I finished the cargo pants two weeks ago, and have only now had the chance to take the photos.
For the workshop, Angie suggested that we use a track suit pattern for our cargo pants and stretch fabric. Now the only tracksuit pattern I had in my stash was Simplicity 3640 (OOP) which I had seen reviewed on Pattern Review and tracked it down as it is a slim fitting track suit pattern which is what I prefer.
So before the workshop I had traced off a copy of the pants and found a blue stretch twill in my stash for the toile.
Angie started the day off explaining all the features of cargo pants, the seaming details, pocket styles, and adjustments that we may want to consider.

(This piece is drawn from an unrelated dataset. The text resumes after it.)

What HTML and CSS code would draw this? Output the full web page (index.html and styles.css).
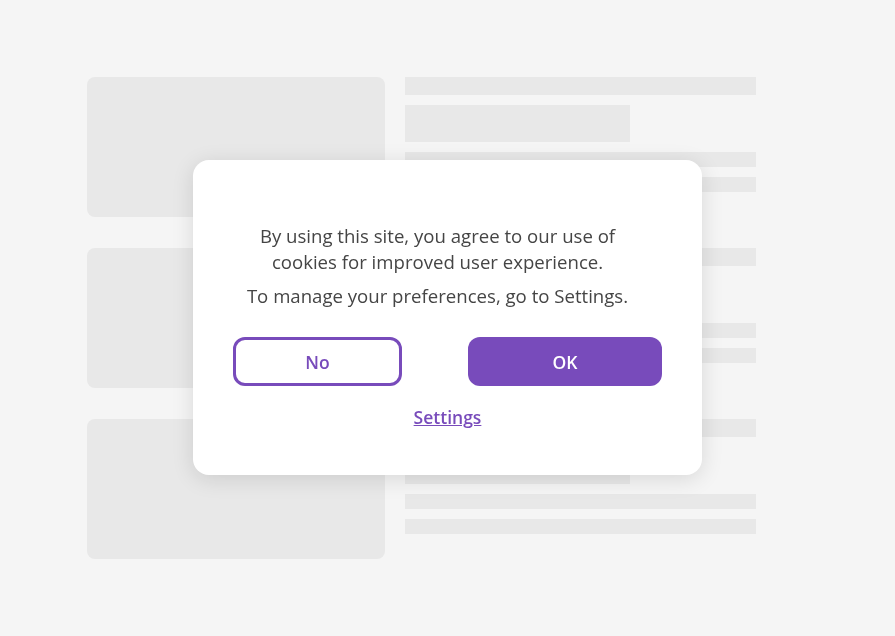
FILE: index.html
```html
<!DOCTYPE html>
<html lang="en">
  <head>
    <meta charset="UTF-8" />
    <meta name="viewport" content="width=device-width, initial-scale=1.0" />
    <title>Cookie consent</title>
    <link rel="stylesheet" href="styles.css">
  </head>
  <body>
    <div class="page">
      <div class="col-left">
        <div class="card"></div>
        <div class="card"></div>
        <div class="card"></div>
      </div>
      <div class="col-right">
        <div class="group">
          <div class="bar bar-title"></div>
          <div class="bar bar-block"></div>
          <div class="bar bar-line"></div>
          <div class="bar bar-line"></div>
        </div>
        <div class="group">
          <div class="bar bar-title"></div>
          <div class="bar bar-block"></div>
          <div class="bar bar-line"></div>
          <div class="bar bar-line"></div>
        </div>
        <div class="group">
          <div class="bar bar-title"></div>
          <div class="bar bar-block"></div>
          <div class="bar bar-line"></div>
          <div class="bar bar-line"></div>
        </div>
      </div>
    </div>

    <div class="overlay">
      <div class="modal">
        <div class="message">
          <p>By using this site, you agree to our use of cookies for improved user experience.</p>
          <p>To manage your preferences, go to Settings.</p>
        </div>
        <div class="actions">
          <button class="btn btn-outline">No</button>
          <button class="btn btn-solid">OK</button>
        </div>
        <a href="#" class="settings-link">Settings</a>
      </div>
    </div>
  </body>
</html>
```

FILE: styles.css
```css
body {
  margin: 0;
  background: #f5f5f5;
  font-family: "Open Sans", Arial, sans-serif;
  color: #454545;
}
.page {
  display: flex;
  gap: 20px;
  padding: 77px 0 0 87px;
}
.col-left {
  display: flex;
  flex-direction: column;
  gap: 31px;
  width: 298px;
}
.card {
  height: 140px;
  background: #e8e8e8;
  border-radius: 8px;
}
.col-right {
  display: flex;
  flex-direction: column;
  gap: 56px;
  width: 351px;
}
.group {
  display: flex;
  flex-direction: column;
  gap: 10px;
}
.bar {
  background: #e8e8e8;
}
.bar-title {
  height: 18px;
}
.bar-block {
  height: 37px;
  width: 225px;
}
.bar-line {
  height: 15px;
}
.overlay {
  position: fixed;
  inset: 0 0 1px 0;
  display: flex;
  align-items: center;
  justify-content: center;
}
.modal {
  width: 509px;
  box-sizing: border-box;
  padding: 63px 40px 46px;
  background: #fff;
  border-radius: 16px;
  box-shadow: 0 4px 22px rgba(0, 0, 0, 0.12);
  display: flex;
  flex-direction: column;
  align-items: center;
}
.message {
  width: 410px;
  padding-right: 20px;
  text-align: center;
  font-size: 18.6px;
  line-height: 26px;
}
.message p {
  margin: 0;
}
.message p + p {
  margin-top: 8px;
}
.actions {
  display: flex;
  justify-content: space-between;
  width: 100%;
  margin-top: 28px;
}
.btn {
  height: 49px;
  box-sizing: border-box;
  border-radius: 12px;
  font-family: "Open Sans", Arial, sans-serif;
  font-size: 17.5px;
  font-weight: 600;
  cursor: pointer;
}
.btn-outline {
  width: 169px;
  background: #fff;
  color: #784bbb;
  border: 3px solid #784bbb;
}
.btn-solid {
  width: 194px;
  background: #784bbb;
  color: #fff;
  border: none;
}
.settings-link {
  margin-top: 19px;
  font-size: 17.5px;
  line-height: 24px;
  font-weight: 600;
  color: #784bbb;
  text-decoration: underline;
}
```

First up we had to compare our hip measurement with the finished hip of the pattern and make sure that we had 2.3cm of ease as the minimum and thankfully that worked out to be the size 8 I had traced off.

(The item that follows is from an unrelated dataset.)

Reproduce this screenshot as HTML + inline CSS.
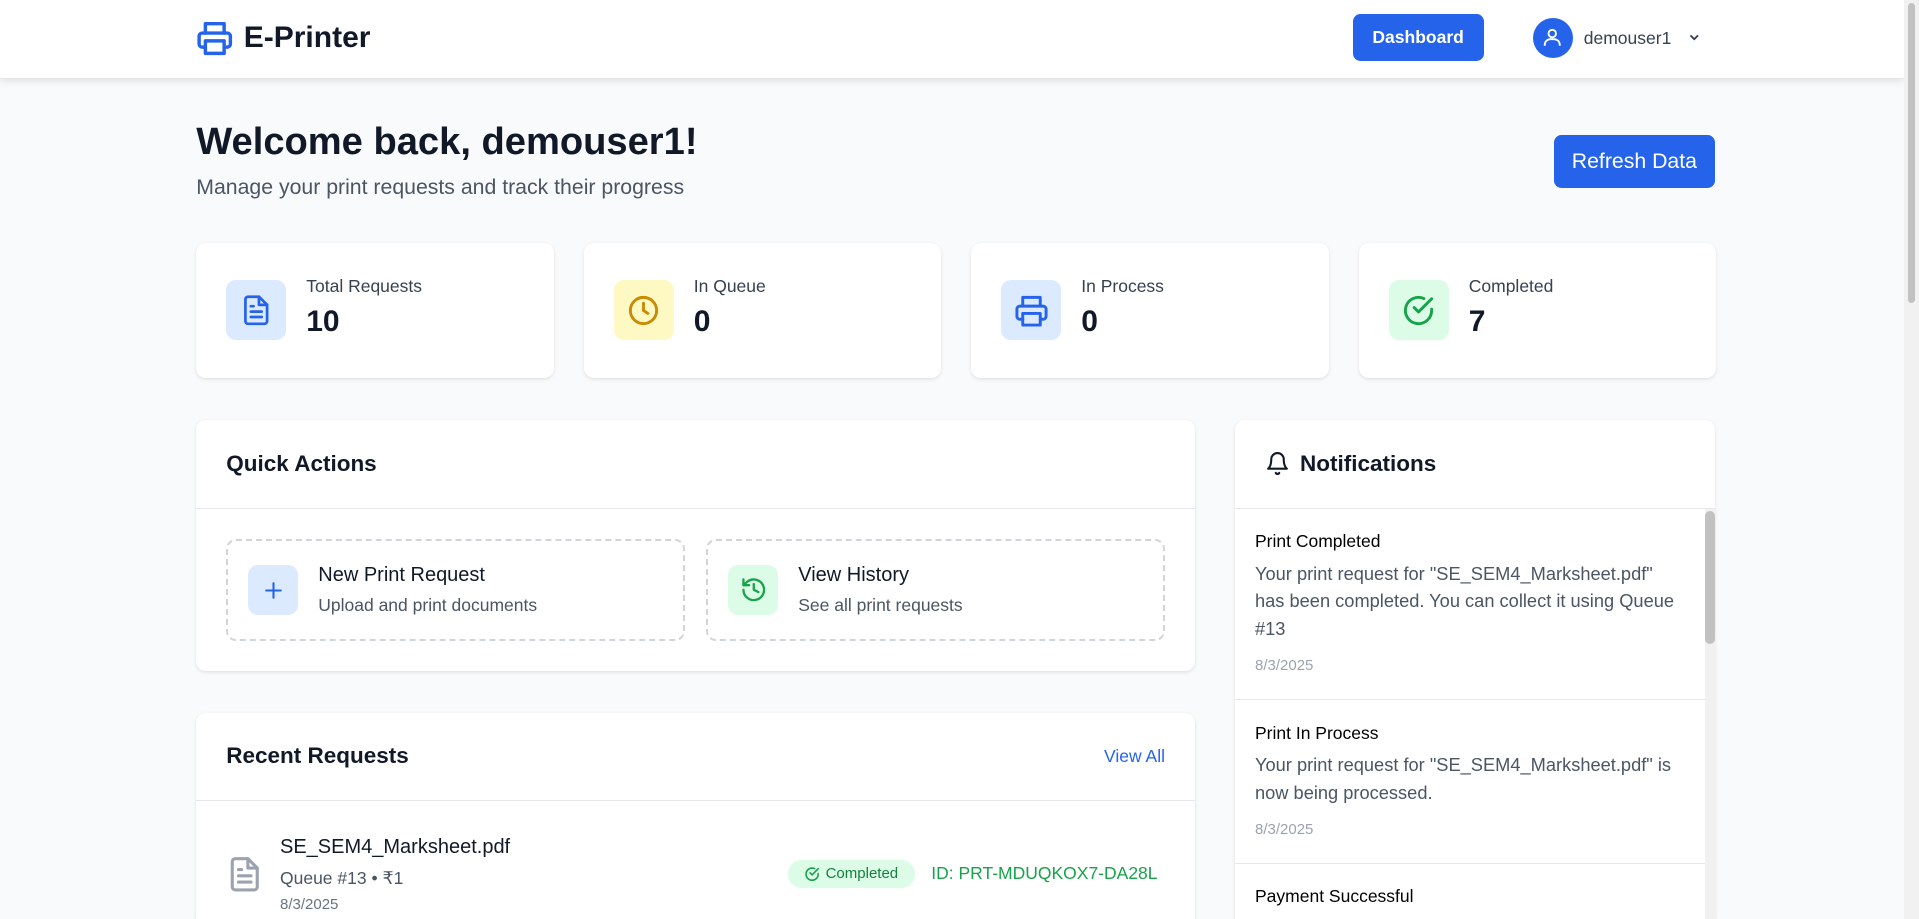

By the end of the workshop Angie had tweaked my fit and had made the changes to my paper pattern, which were:
- Extend the centre front by 0.5cm to just where the crotch curve starts.
- Added a fly extension.
- Raised the centre front by 0.5cm.
- Scooped out the back crotch curve 0.5cm
- Redrew a new waistband due to my sway back
- Took in the centre back seam.
That night I was very enthusiastic and removed the chain stitch from all the pieces ready to do the adjustments, and this is where is sat until the ASG meeting at Alexandria on 2 July.
I soon realised that I didn’t have enough fabric to cut a new waistband, so I transferred all of the above adjustments to the toile fabric and figured out I would continue with the toile using the waistband/yoke from the original fitting, as I really wanted to see how these were going to turn out. The waistband/yoke needed a wedge out of the back yoke seam of 1.5cm on the fold and back to nothing at the cut edge, and then I added some elastic in the back yoke to keep it against my waist, needless to say I won’t be wearing my tops tucked in.

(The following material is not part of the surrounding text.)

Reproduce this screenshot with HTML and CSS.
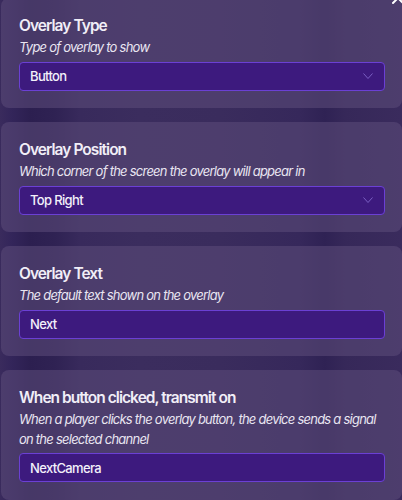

The cargo pockets on the legs were traced from a Burda magazine that I had with me and then I have added some Antique Bronze snaps that I purchased in the US to keep the pocket flaps flat. The patch pockets are the original from the pattern with some top stitching on them.
So here they are,
As you can see they still need fine tuning, which Angie has now given me, as a group of us had a “fitting session” at her studio last weekend, so I might try the adjustments on this pair which can be done with some minor frog stitching to the back waistband and crotch depth.
Now I must apologise as there is no photo of the formal outfit, we had a lovely time, so much so that we forgot to take any photos of the evening.